▶ _Challenge_: Repeat every line exactly, keeping the pictures out of the copy.

▶ _Dataset entries_:
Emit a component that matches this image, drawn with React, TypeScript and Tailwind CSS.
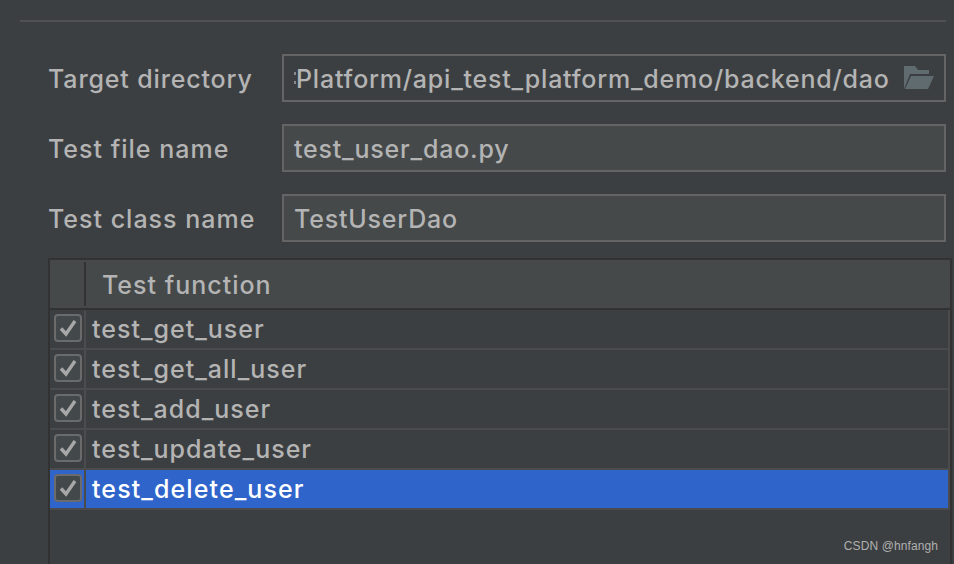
const rows = ["test_get_user", "test_get_all_user", "test_add_user", "test_update_user", "test_delete_user"];

const fields = [
  { label: "Target directory", value: "Platform/api_test_platform_demo/backend/dao", dir: true },
  { label: "Test file name", value: "test_user_dao.py", dir: false },
  { label: "Test class name", value: "TestUserDao", dir: false },
];

function FolderIcon() {
  return (
    <svg width="30" height="24" viewBox="0 0 30 24" className="shrink-0">
      <path d="M0 0H11L14 4H25V8H6L0 23Z" fill="#5f6b6e" />
      <path d="M7 10H30L24 23H1Z" fill="#5f6b6e" />
    </svg>
  );
}

function Check() {
  return (
    <div className="w-[28px] h-[28px] rounded-[4px] border-[2px] border-[#6b6b6b] bg-[#43494a] flex items-center justify-center">
      <svg width="20" height="20" viewBox="0 0 20 20">
        <path d="M3 10.5L8 16L17 3" fill="none" stroke="#a7a7a7" strokeWidth="3.4" />
      </svg>
    </div>
  );
}

export default function App() {
  return (
    <div className="relative w-[954px] h-[564px] overflow-hidden bg-[#3c3f41] font-['Inter',sans-serif] font-[450] text-[25px] leading-[32px] tracking-[1px] text-[#b4b4b4] pt-5">
      {/* Separator */}
      <div className="h-[2px] ml-5 mr-2 bg-[#515151]" />

      {/* Fields */}
      <div className="mt-[32px] ml-[48px] mr-2 flex flex-col gap-[22px]">
        {fields.map((f) => (
          <div key={f.label} className="flex items-center h-[48px]">
            <div className={`w-[234px] pt-[2px] ${f.dir ? "tracking-[0.85px]" : ""}`}>{f.label}</div>
            <div className={`flex-1 h-[48px] border-[2px] border-[#646464] flex items-center min-w-0 ${f.dir ? "pl-[10px] pr-[10px]" : "bg-[#45494a] pl-[10px] tracking-[0.8px]"}`}>
              {f.dir && (
                <div className="w-[2px] h-[12px] flex flex-col justify-between">
                  <div className="h-[3px] bg-[#8a8a8a]" />
                  <div className="h-[3px] bg-[#8a8a8a]" />
                </div>
              )}
              <span className={`flex-1 whitespace-nowrap pt-[2px] ${f.dir ? "tracking-[0.79px]" : ""}`}>{f.value}</span>
              {f.dir && <FolderIcon />}
            </div>
          </div>
        ))}
      </div>

      {/* Table */}
      <div className="mt-[16px] ml-[48px] mr-[2px] h-[320px] border-l-[2px] border-t-[2px] border-r-[2px] border-[#323232]">
        <div className="flex h-[50px] bg-[#45494a] border-b-[2px] border-[#323232]">
          <div className="w-[36px] flex items-center justify-end py-[2px]">
            <div className="w-[2px] h-full bg-[#323232]" />
          </div>
          <div className="pl-[16px] pt-[2px] flex items-center">Test function</div>
        </div>
        {rows.map((name, i) => {
          const selected = i === rows.length - 1;
          return (
            <div key={name} className={`flex h-[40px] border-b-[2px] border-r-[2px] border-[#4b4b4b] ${selected ? "bg-[#2f65ca] text-white tracking-[1.1px]" : ""}`}>
              <div className="w-[36px] border-r-[2px] border-[#4b4b4b] flex items-center pl-[4px] pb-[2px]">
                <Check />
              </div>
              <div className="pl-[6px] flex items-center">{name}</div>
            </div>
          );
        })}
      </div>

      {/* Watermark */}
      <span className="absolute right-[16px] bottom-[10px] text-[12px] leading-[16px] font-normal text-[#b0b0b0] font-['Liberation_Sans',sans-serif] tracking-[0.1px]">CSDN @hnfangh</span>
    </div>
  );
}
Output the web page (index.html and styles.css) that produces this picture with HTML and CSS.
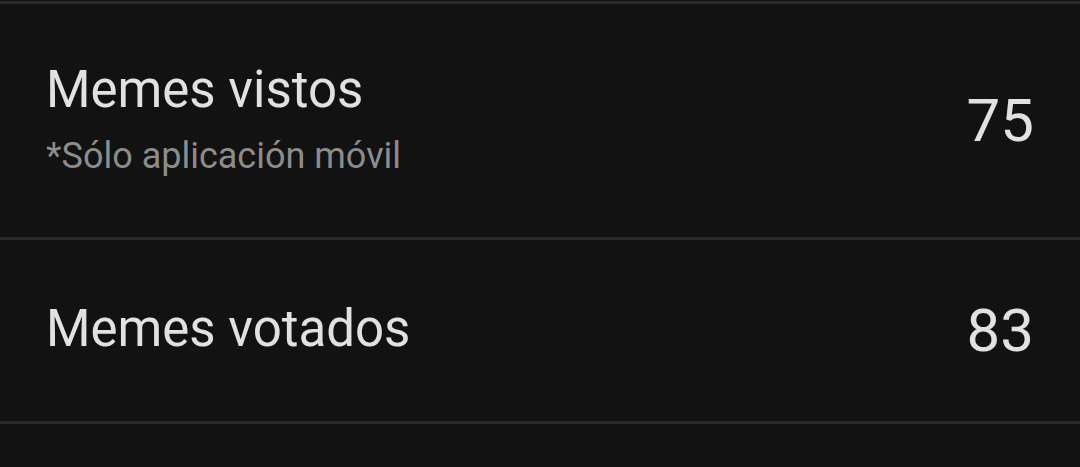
FILE: index.html
```html
<!DOCTYPE html>
<html lang="es">
<head>
<meta charset="utf-8">
<link rel="stylesheet" href="styles.css">
</head>
<body>
<div class="list">
  <div class="row row-tall">
    <div class="labels">
      <div class="title">Memes vistos</div>
      <div class="sub">*Sólo aplicación móvil</div>
    </div>
    <div class="value">75</div>
  </div>
  <div class="row row-short">
    <div class="labels">
      <div class="title">Memes votados</div>
    </div>
    <div class="value">83</div>
  </div>
</div>
</body>
</html>
```
FILE: styles.css
```css
html, body {
  margin: 0;
  padding: 0;
  background: #121212;
  width: 1080px;
  height: 467px;
  overflow: hidden;
  font-family: Roboto, "Noto Sans", sans-serif;
}
.list {
  padding-top: 1px;
}
.row {
  display: flex;
  align-items: center;
  justify-content: space-between;
  padding: 0 46px 0 46px;
  border-top: 3px solid #2a2a2a;
}
.row-tall {
  height: 233px;
}
.row-short {
  height: 181px;
  border-bottom: 3px solid #2a2a2a;
}
.labels {
  display: flex;
  flex-direction: column;
  margin-bottom: 3px;
}
.title {
  color: #e1e1e1;
  font-size: 51px;
  line-height: 60px;
}
.sub {
  color: #8c8c8c;
  font-size: 36px;
  line-height: 44px;
  margin-top: 14px;
}
.value {
  color: #e1e1e1;
  font-size: 60px;
  line-height: 70px;
}
```
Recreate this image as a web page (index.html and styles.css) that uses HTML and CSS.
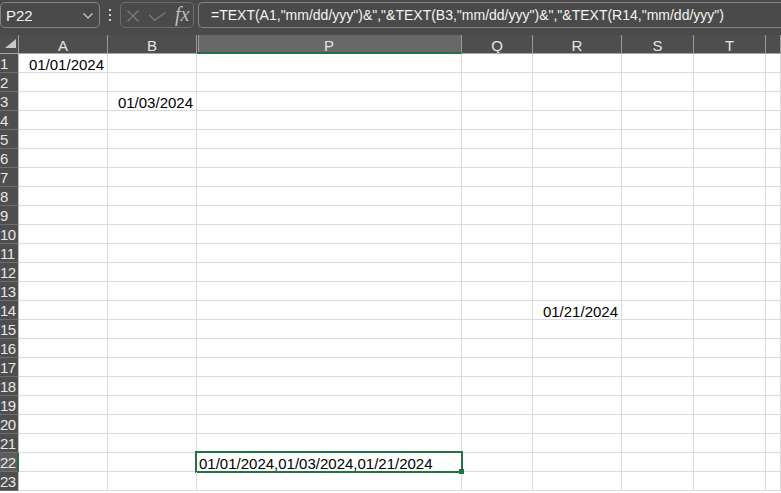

▶ _Solution to the exercise_:
Emit a component that matches this image, drawn with React, TypeScript and Tailwind CSS.
const rows = ["test_get_user", "test_get_all_user", "test_add_user", "test_update_user", "test_delete_user"];

const fields = [
  { label: "Target directory", value: "Platform/api_test_platform_demo/backend/dao", dir: true },
  { label: "Test file name", value: "test_user_dao.py", dir: false },
  { label: "Test class name", value: "TestUserDao", dir: false },
];

function FolderIcon() {
  return (
    <svg width="30" height="24" viewBox="0 0 30 24" className="shrink-0">
      <path d="M0 0H11L14 4H25V8H6L0 23Z" fill="#5f6b6e" />
      <path d="M7 10H30L24 23H1Z" fill="#5f6b6e" />
    </svg>
  );
}

function Check() {
  return (
    <div className="w-[28px] h-[28px] rounded-[4px] border-[2px] border-[#6b6b6b] bg-[#43494a] flex items-center justify-center">
      <svg width="20" height="20" viewBox="0 0 20 20">
        <path d="M3 10.5L8 16L17 3" fill="none" stroke="#a7a7a7" strokeWidth="3.4" />
      </svg>
    </div>
  );
}

export default function App() {
  return (
    <div className="relative w-[954px] h-[564px] overflow-hidden bg-[#3c3f41] font-['Inter',sans-serif] font-[450] text-[25px] leading-[32px] tracking-[1px] text-[#b4b4b4] pt-5">
      {/* Separator */}
      <div className="h-[2px] ml-5 mr-2 bg-[#515151]" />

      {/* Fields */}
      <div className="mt-[32px] ml-[48px] mr-2 flex flex-col gap-[22px]">
        {fields.map((f) => (
          <div key={f.label} className="flex items-center h-[48px]">
            <div className={`w-[234px] pt-[2px] ${f.dir ? "tracking-[0.85px]" : ""}`}>{f.label}</div>
            <div className={`flex-1 h-[48px] border-[2px] border-[#646464] flex items-center min-w-0 ${f.dir ? "pl-[10px] pr-[10px]" : "bg-[#45494a] pl-[10px] tracking-[0.8px]"}`}>
              {f.dir && (
                <div className="w-[2px] h-[12px] flex flex-col justify-between">
                  <div className="h-[3px] bg-[#8a8a8a]" />
                  <div className="h-[3px] bg-[#8a8a8a]" />
                </div>
              )}
              <span className={`flex-1 whitespace-nowrap pt-[2px] ${f.dir ? "tracking-[0.79px]" : ""}`}>{f.value}</span>
              {f.dir && <FolderIcon />}
            </div>
          </div>
        ))}
      </div>

      {/* Table */}
      <div className="mt-[16px] ml-[48px] mr-[2px] h-[320px] border-l-[2px] border-t-[2px] border-r-[2px] border-[#323232]">
        <div className="flex h-[50px] bg-[#45494a] border-b-[2px] border-[#323232]">
          <div className="w-[36px] flex items-center justify-end py-[2px]">
            <div className="w-[2px] h-full bg-[#323232]" />
          </div>
          <div className="pl-[16px] pt-[2px] flex items-center">Test function</div>
        </div>
        {rows.map((name, i) => {
          const selected = i === rows.length - 1;
          return (
            <div key={name} className={`flex h-[40px] border-b-[2px] border-r-[2px] border-[#4b4b4b] ${selected ? "bg-[#2f65ca] text-white tracking-[1.1px]" : ""}`}>
              <div className="w-[36px] border-r-[2px] border-[#4b4b4b] flex items-center pl-[4px] pb-[2px]">
                <Check />
              </div>
              <div className="pl-[6px] flex items-center">{name}</div>
            </div>
          );
        })}
      </div>

      {/* Watermark */}
      <span className="absolute right-[16px] bottom-[10px] text-[12px] leading-[16px] font-normal text-[#b0b0b0] font-['Liberation_Sans',sans-serif] tracking-[0.1px]">CSDN @hnfangh</span>
    </div>
  );
}
Output the web page (index.html and styles.css) that produces this picture with HTML and CSS.
FILE: index.html
```html
<!DOCTYPE html>
<html lang="es">
<head>
<meta charset="utf-8">
<link rel="stylesheet" href="styles.css">
</head>
<body>
<div class="list">
  <div class="row row-tall">
    <div class="labels">
      <div class="title">Memes vistos</div>
      <div class="sub">*Sólo aplicación móvil</div>
    </div>
    <div class="value">75</div>
  </div>
  <div class="row row-short">
    <div class="labels">
      <div class="title">Memes votados</div>
    </div>
    <div class="value">83</div>
  </div>
</div>
</body>
</html>
```
FILE: styles.css
```css
html, body {
  margin: 0;
  padding: 0;
  background: #121212;
  width: 1080px;
  height: 467px;
  overflow: hidden;
  font-family: Roboto, "Noto Sans", sans-serif;
}
.list {
  padding-top: 1px;
}
.row {
  display: flex;
  align-items: center;
  justify-content: space-between;
  padding: 0 46px 0 46px;
  border-top: 3px solid #2a2a2a;
}
.row-tall {
  height: 233px;
}
.row-short {
  height: 181px;
  border-bottom: 3px solid #2a2a2a;
}
.labels {
  display: flex;
  flex-direction: column;
  margin-bottom: 3px;
}
.title {
  color: #e1e1e1;
  font-size: 51px;
  line-height: 60px;
}
.sub {
  color: #8c8c8c;
  font-size: 36px;
  line-height: 44px;
  margin-top: 14px;
}
.value {
  color: #e1e1e1;
  font-size: 60px;
  line-height: 70px;
}
```
Recreate this image as a web page (index.html and styles.css) that uses HTML and CSS.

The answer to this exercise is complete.